Template standardisation

This is not to say the author is advocating a one page fits all pre-nuptial agreement with a one to two page schedule annex dealing with the real capital and spousal maintenance recovery agreed upon. On the contrary, it is important that there should be due definition of the terms to be used in the agreement and some appropriate recorded detail of the parties’ intentions of inclusion and exclusion of their existing and anticipated asset and resource holdings. This must be particularly so where, in the case of a pre-nuptial agreement, the document is likely to be read years ahead when memories are dimmed and the parties’ relationship towards each other on a distinctly different footing. There is, however, a balance to be struck between both positions.
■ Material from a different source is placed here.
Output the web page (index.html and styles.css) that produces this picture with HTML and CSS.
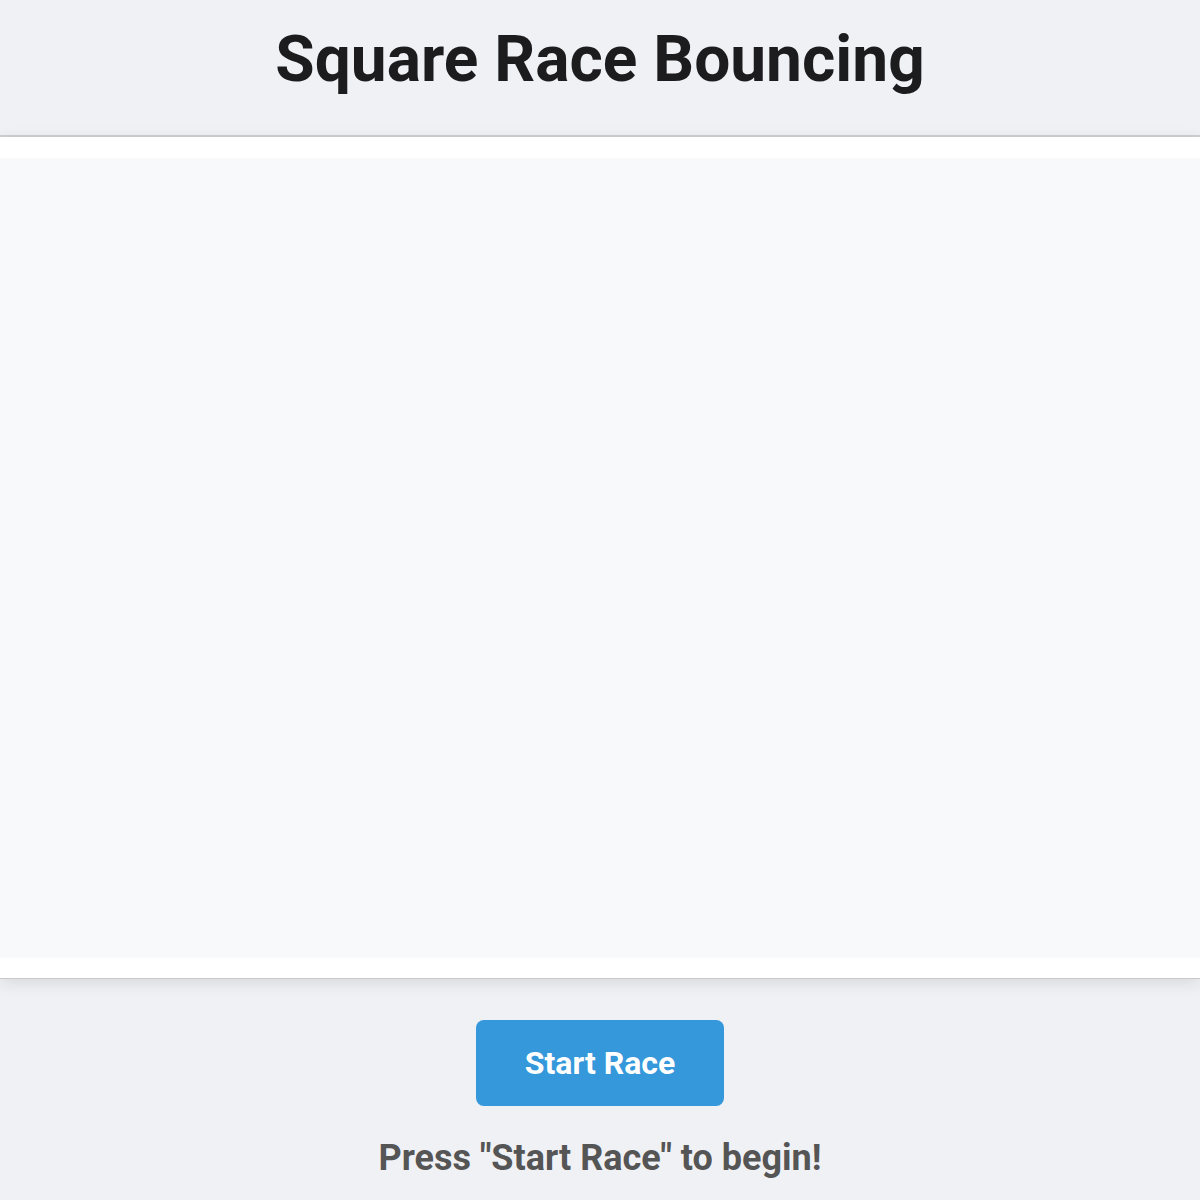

It cannot be right that the Professions have not yet devised an authorised precedent template which, akin to the standardised Mostyn Committee Court order forms now in use universally in financial remedy work, can be used as the common document for first and subsequent drafts towards the final agreement reached in such a drafting process. This would enable both sets of lawyers engaged from the outset to use tracked changes to the authorised template and so obviate the due diligence line by line check necessitated currently of the standard parts of the agreement form of any draft produced before getting to the heart of the core terms being negotiated for capital and income provision. It would also assist all parties and the Court eventually at any hearing, where the provisions of a marital agreement have to be considered, to be aware that the document in question is based upon a standardised version.

This simple change of working practice would enable there to be a notable reduction in the professional fee costs referable to such work and would better ensure the lawyers engaged earned ‘an honest shilling’ with their time being more focused on the content of those core paragraphs bespoke to the capital and income provision intentions of the parties.